Dans son arrêt du 5 mai 2012, la Cour de cassation fait droit à la demande en résiliation judiciaire du contrat de travail aux torts de l’employeur, au motif que :
« En statuant ainsi sans répondre aux conclusions de la salariée qui soutenait que son employeur ne justifiait pas avoir respecté les dispositions des articles L4121-3 et R4121-1 du Code du travail relatifs à l’établissement d’un document unique d’évaluation des risques pour la santé et la sécurité des travailleurs, la Cour d’appel n’a pas satisfait aux exigences du texte susvisé » [22].
Les mêmes sanctions s’appliqueront si le DUERP est incomplet [23].
Au surplus, outre l’obligation de justifier avoir pris des mesures de protection l’employeur doit également démontrer l’effectivité de ces mesures et leur efficacité :
« En statuant ainsi, alors qu’il résultait de ses constatations une inefficacité des mesures de protection mises en œuvre par l’employeur, la Cour d’appel, qui n’a pas tiré les conséquences légales de ses propres constatations, a violé les textes susvisés » [24].
En l’espèce, la faute inexcusable a été retenue sur le fondement de l’inefficacité des mesures prises. Dans le même ordre d’idées, commet un délit d’entrave l’employeur ne mettant pas le DUERP à la disposition du comité social et économique (CSE). La peine maximale pour ce délit étant un an d’emprisonnement et 3750 euros d’amende [25].
Nouveaux organes concourant à l’élaboration du DUERP.

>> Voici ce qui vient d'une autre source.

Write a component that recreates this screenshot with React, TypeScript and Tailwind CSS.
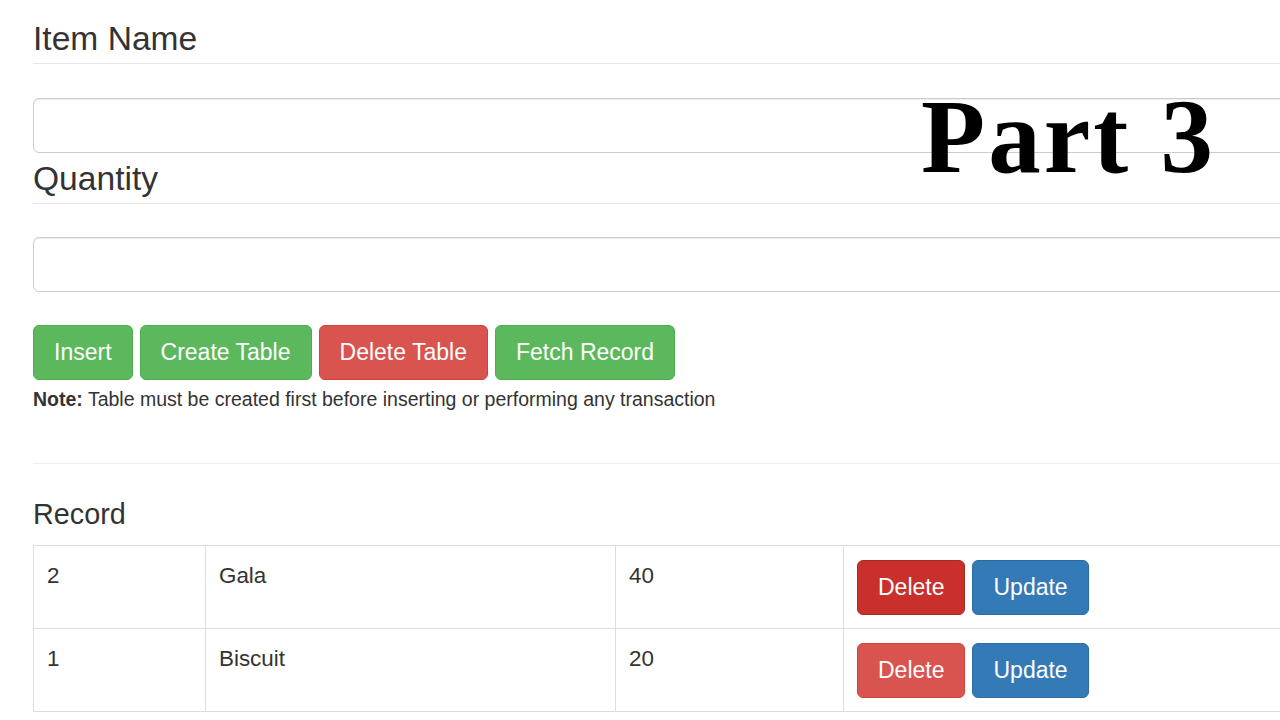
const rows = [
  { id: '2', name: 'Gala', qty: '40', active: true },
  { id: '1', name: 'Biscuit', qty: '20', active: false },
];

const btn = 'h-[55px] rounded-[6px] border px-[20px] text-[23px] leading-none text-white';

function Legend({ children }: { children: string }) {
  return (
    <div className="h-[49px] border-b border-[#e5e5e5] text-[33.6px] leading-[48px] text-[#333]">{children}</div>
  );
}

function Field() {
  return (
    <input
      type="text"
      className="block h-[55px] w-full rounded-[6px] border border-[#ccc] bg-white px-[19px] text-[22.4px] shadow-[inset_0_1px_1px_rgba(0,0,0,0.075)] outline-none"
    />
  );
}

export default function App() {
  return (
    <div className="relative h-[720px] w-[1280px] overflow-hidden bg-white font-['Liberation_Sans',Arial,sans-serif] text-[#333]">
      <div className="ml-[33px] w-[1300px] pt-[15px]">
        <Legend>Item Name</Legend>
        <div className="mt-[34px]">
          <Field />
        </div>
        <div className="mt-[2px]">
          <Legend>Quantity</Legend>
        </div>
        <div className="mt-[33px]">
          <Field />
        </div>

        <div className="mt-[33px] flex gap-[7px]">
          <button className={`${btn} border-[#4cae4c] bg-[#5cb85c]`}>Insert</button>
          <button className={`${btn} border-[#4cae4c] bg-[#5cb85c]`}>Create Table</button>
          <button className={`${btn} border-[#d43f3a] bg-[#d9534f]`}>Delete Table</button>
          <button className={`${btn} border-[#4cae4c] bg-[#5cb85c]`}>Fetch Record</button>
        </div>
        <p className="mt-[6px] text-[19.5px] leading-[27px] text-[#333]">
          <b>Note:</b> Table must be created first before inserting or performing any transaction
        </p>

        <hr className="mt-[50px] border-0 border-t border-[#eee]" />

        <h4 className="mt-[34px] text-[28.8px] leading-[32px]">Record</h4>

        <table className="mt-[15px] w-full table-fixed border-collapse text-[22.4px] leading-[32px]">
          <colgroup>
            <col className="w-[172px]" />
            <col className="w-[410px]" />
            <col className="w-[228px]" />
            <col />
          </colgroup>
          <tbody>
            {rows.map((r) => (
              <tr key={r.id}>
                <td className="border border-[#ddd] px-[13px] pb-[13px] pt-[14px] align-top">{r.id}</td>
                <td className="border border-[#ddd] px-[13px] pb-[13px] pt-[14px] align-top">{r.name}</td>
                <td className="border border-[#ddd] px-[13px] pb-[13px] pt-[14px] align-top">{r.qty}</td>
                <td className="border border-[#ddd] px-[13px] pb-[13px] pt-[14px] align-top">
                  <div className="flex gap-[7px]">
                    <button
                      className={
                        r.active
                          ? `${btn} border-[#ac2925] bg-[#c9302c]`
                          : `${btn} border-[#d43f3a] bg-[#d9534f]`
                      }
                    >
                      Delete
                    </button>
                    <button className={`${btn} border-[#2e6da4] bg-[#337ab7]`}>Update</button>
                  </div>
                </td>
              </tr>
            ))}
          </tbody>
        </table>
      </div>

      <span className="absolute left-[921px] top-[84px] font-['Liberation_Serif','Times_New_Roman',serif] text-[105px] font-bold leading-none tracking-[3px] text-black">
        Part 3
      </span>
    </div>
  );
}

Avant le décret du 31 mars 2022, l’élaboration du DUERP relevait exclusivement de la compétence de l’employeur.
Dans le sillage de la réforme du 2 aout 2021, le CSE est consulté sur le contenu du DUERP et mises à jour, alors que jusque-là son intervention était limitée à l’analyse des risques professionnels [26].
A titre accessoire, d’autres organes y contribuent. En ce sens, le nouvel article L4121-3 du Code du travail prévoit que l’employeur peut également solliciter le concours des personnes suivantes :
« un intervenant en prévention des risques professionnels appartenant au service de prévention et de santé au travail interentreprises ;
le service de prévention d’une caisse de sécurité sociale ;
l’organisme professionnel de prévention du bâtiment et des travaux publics, secteur statistiquement particulièrement frappé par les accidents du travail, et l’agence nationale pour l’amélioration des conditions de travail ».
DUERP et QVCT.
Entre autres évolutions de la Loi santé au travail précitée, le passage de la QVT à la QVCT.

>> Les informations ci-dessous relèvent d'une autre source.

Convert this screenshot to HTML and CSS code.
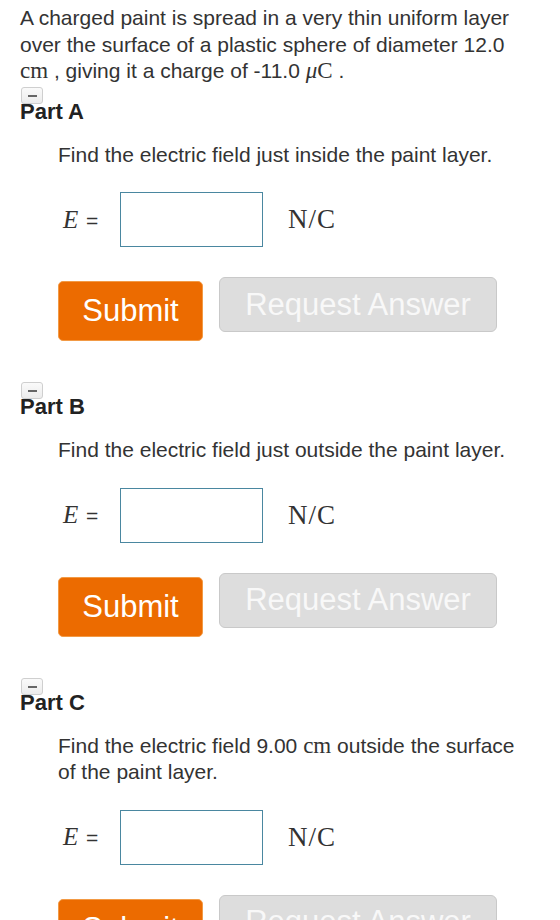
FILE: index.html
```html
<!DOCTYPE html>
<html>
<head>
<meta charset="UTF-8">
<title>Charged sphere</title>
<link rel="stylesheet" href="styles.css">
</head>
<body>
<div class="PROBLEM">
    <p class="INTRO">A charged paint is spread in a very thin uniform layer over the surface of a plastic sphere of diameter 12.0 <span class="MATH">cm</span> , giving it a charge of -11.0 <span class="MATH"><i>&mu;</i>C</span> .</p>

    <!-- part A -->
    <div class="PART">
        <div class="PART_HEAD">
            <span class="TOGGLE"><span class="DASH"></span></span>
            <h2 class="PART_TITLE">Part A</h2>
        </div>
        <div class="PART_BODY">
            <p class="QUESTION">Find the electric field just inside the paint layer.</p>
            <div class="ANSWER_ROW">
                <span class="LABEL"><i class="VAR">E</i> =</span>
                <input class="ANSWER" type="text">
                <span class="UNIT">N/C</span>
            </div>
            <div class="BTN_ROW">
                <button class="BTN_SUBMIT">Submit</button>
                <button class="BTN_REQUEST">Request Answer</button>
            </div>
        </div>
    </div>

    <!-- part B -->
    <div class="PART">
        <div class="PART_HEAD">
            <span class="TOGGLE"><span class="DASH"></span></span>
            <h2 class="PART_TITLE">Part B</h2>
        </div>
        <div class="PART_BODY">
            <p class="QUESTION">Find the electric field just outside the paint layer.</p>
            <div class="ANSWER_ROW">
                <span class="LABEL"><i class="VAR">E</i> =</span>
                <input class="ANSWER" type="text">
                <span class="UNIT">N/C</span>
            </div>
            <div class="BTN_ROW">
                <button class="BTN_SUBMIT">Submit</button>
                <button class="BTN_REQUEST">Request Answer</button>
            </div>
        </div>
    </div>

    <!-- part C -->
    <div class="PART">
        <div class="PART_HEAD">
            <span class="TOGGLE"><span class="DASH"></span></span>
            <h2 class="PART_TITLE">Part C</h2>
        </div>
        <div class="PART_BODY">
            <p class="QUESTION">Find the electric field 9.00 <span class="MATH">cm</span> outside the surface of the paint layer.</p>
            <div class="ANSWER_ROW">
                <span class="LABEL"><i class="VAR">E</i> =</span>
                <input class="ANSWER" type="text">
                <span class="UNIT">N/C</span>
            </div>
            <div class="BTN_ROW">
                <button class="BTN_SUBMIT">Submit</button>
                <button class="BTN_REQUEST">Request Answer</button>
            </div>
        </div>
    </div>
</div>
</body>
</html>
```

FILE: styles.css
```css
body {
    margin: 0;
    background: #fff;
    color: #333;
    font-family: "Liberation Sans", Arial, sans-serif;
    font-size: 21px;
}
.PROBLEM {
    padding: 5px 34px 0 20px;
}
p {
    margin: 0;
    line-height: 26.5px;
}
.MATH {
    font-family: "Liberation Serif", "DejaVu Serif", serif;
    font-size: 23px;
    line-height: 1;
}
.MATH i {
    font-style: italic;
}

/* part header with collapse toggle */
.PART {
    margin-top: 2px;
}
.PART + .PART {
    margin-top: 41px;
}
.PART_HEAD {
    position: relative;
    padding-top: 12px;
}
.TOGGLE {
    position: absolute;
    left: 1px;
    top: 0;
    width: 20px;
    height: 15px;
    border: 1px solid #cfcfcf;
    border-radius: 3px;
    background: linear-gradient(#fafafa, #ececec);
}
.TOGGLE .DASH {
    position: absolute;
    left: 6px;
    top: 7px;
    width: 9px;
    height: 2px;
    background: #666;
}
.PART_TITLE {
    position: relative;
    margin: 0;
    font-size: 22px;
    line-height: 26px;
    font-weight: bold;
    color: #222;
}

.PART_BODY {
    padding-left: 38px;
}
.QUESTION {
    margin-top: 17px;
}

/* answer line */
.ANSWER_ROW {
    display: flex;
    align-items: center;
    margin-top: 24px;
    padding-left: 5px;
}
.LABEL {
    width: 57px;
    font-size: 21px;
}
.VAR {
    font-family: "Liberation Serif", "DejaVu Serif", serif;
    font-size: 25px;
    margin-right: 2px;
}
.ANSWER {
    box-sizing: border-box;
    width: 143px;
    height: 55px;
    margin: 0;
    border: 1.5px solid #4a87a0;
    background: #fff;
    outline: none;
}
.UNIT {
    margin-left: 25px;
    font-family: "Liberation Serif", "DejaVu Serif", serif;
    font-size: 27px;
    letter-spacing: 1px;
    color: #333;
}

/* submit / request buttons */
.BTN_ROW {
    display: flex;
    align-items: flex-start;
    margin-top: 30px;
}
.BTN_SUBMIT {
    box-sizing: border-box;
    width: 145px;
    height: 60px;
    margin-top: 4px;
    border: 1px solid #f29a45;
    border-radius: 5px;
    background: #ec6b00;
    color: #fff;
    font-family: "Liberation Sans", Arial, sans-serif;
    font-size: 31px;
    padding: 0;
}
.BTN_REQUEST {
    box-sizing: border-box;
    width: 278px;
    height: 55px;
    margin-left: 16px;
    border: 1px solid #c9c9c9;
    border-radius: 6px;
    background: #dddddd;
    color: #f8f8f8;
    font-family: "Liberation Sans", Arial, sans-serif;
    font-size: 31px;
    padding: 0;
}
```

Au fond, il s’agit de la transposition de l’accord national interprofessionnel (ANI) conclu le 10 décembre 2020 par les partenaires sociaux, en vue de réformer la santé au travail. Du reste, celle-ci contient des mesures ayant pour but de décloisonner la santé publique et la santé au travail.
En outre, les missions des services de santé au travail (SST), devenus les « services de prévention et de santé au travail » (SPST), sont étendues (évaluation et prévention des risques professionnels, actions de promotion de la santé sur le lieu de travail...). S’y ajoute la création du passeport de prévention, prévu par l’ANI (Voir notre article Loi santé au travail : nouveaux leviers de prévention des risques professionnels et du harcèlement).
En définitive, renouvelé et digitalisé, le DUERP est l’instrument juridique de prévention de référence, introduisant, de facto, un rapprochement entre l’obligation de sécurité de résultat et la faute inexcusable de l’employeur. C’est de l’investissement dans le préventif, se substituant au curatif, dont dépend le bien-être professionnel du salarié. Et la croissance de l’organisation.